- A local business reported that a male employee was seen on camera suspiciously slipping large-denomination bills, determined to be his own money, into a female co-workers lunch box. Officers concluded that no crime had been committed.
- Officers responded to a location where suspicious persons were seen crossing through residents' back yards. Police found a couple nearby picking blackberries.
- A man contacted police to report that shoe sizes in his apartment were being switched, new food being replaced with spoiled food, and that he struggled with occasional digestive issues. He then declined police service with the confidence that divine authority would soon take care of the responsible parties.
- Officers extinguished a small grease fire at a local restaurant.
- A noticeably intoxicated man requested a night-shift officer to serve an eviction notice to his sleeping roommate. The officer explained the proper eviction process, further suggesting that the man wait until he was sober before contacting the court during normal business hours.
- An officer assisted two distressed women who had vacated their vehicle on the side of the road after a large, eight-legged invader had emerged from one of the car's vents. The officer performed an extensive search of the vehicle and terminated the spider.

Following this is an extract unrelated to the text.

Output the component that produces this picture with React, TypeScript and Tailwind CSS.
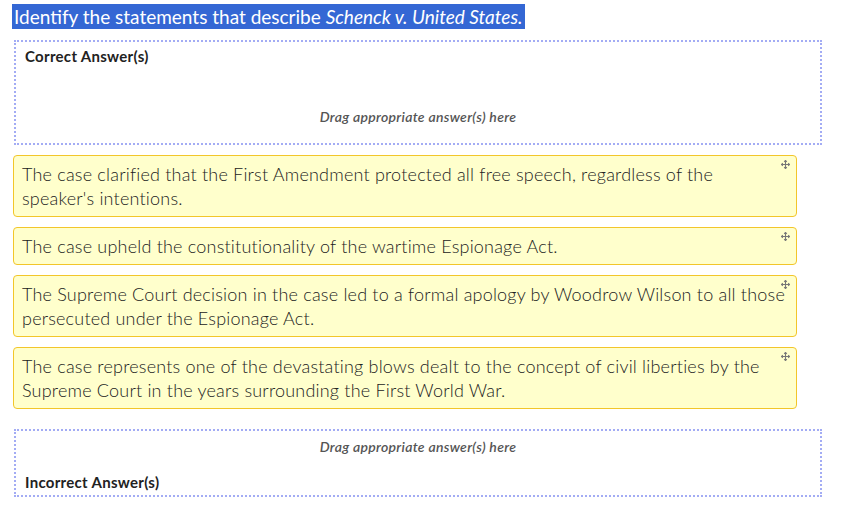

- Police responded to a store where a man allegedly stole a cake and other items from the deli. Officers located a man nearby with a fully cooked rotisserie chicken tucked under his arm and a mouth full of pizza. He was arrested.
- A dissatisfied customer reported that a local nail salon was making her wait to have her nails redone after she was unhappy with the first job.
- A man called police to resolve a dispute about the care of his elderly father.
- A caller reported that a group of juveniles was destroying property and tearing down a fence. Officers located three teens who were just trying to get a missing basketball.
- Police escorted a rogue opossum from a residence safely back to nature.
- Police were called after several bones were found near a local fishing hole. The medical examiner identified the bones as animal remains.
- Officers contacted a man seen acting suspiciously near a convenience store. After he identified himself as the creator of galaxies and destroyer of worlds, he was asked not to return to the location. He moved along without incident.
- A concerned citizen stopped by the FGPD booth at First Wednesday Forest Grove Farmers Market to report a strange odor surrounding an ATM in town. Officers determined the offensive smell originated from several full garbage cans that were out in the hot sun.
- A woman reported that she received a call about a fabulous prize that she could claim if she sent in a several-hundred-dollar deposit. Police remind citizens that prizes that require payments to claim are usually scams.
- Officers contacted a man seen emptying a case of water behind a local store. The individual, unlike previous such incidents (July 24 Log Entry), was able to prove that he had indeed purchased the case of water for the purpose of emptying the bottles to collect the deposit.
- A woman called police to report she had found a mysterious feather on her floor.
- Officers arrested a man after he broke out all of the windows of his mother's house.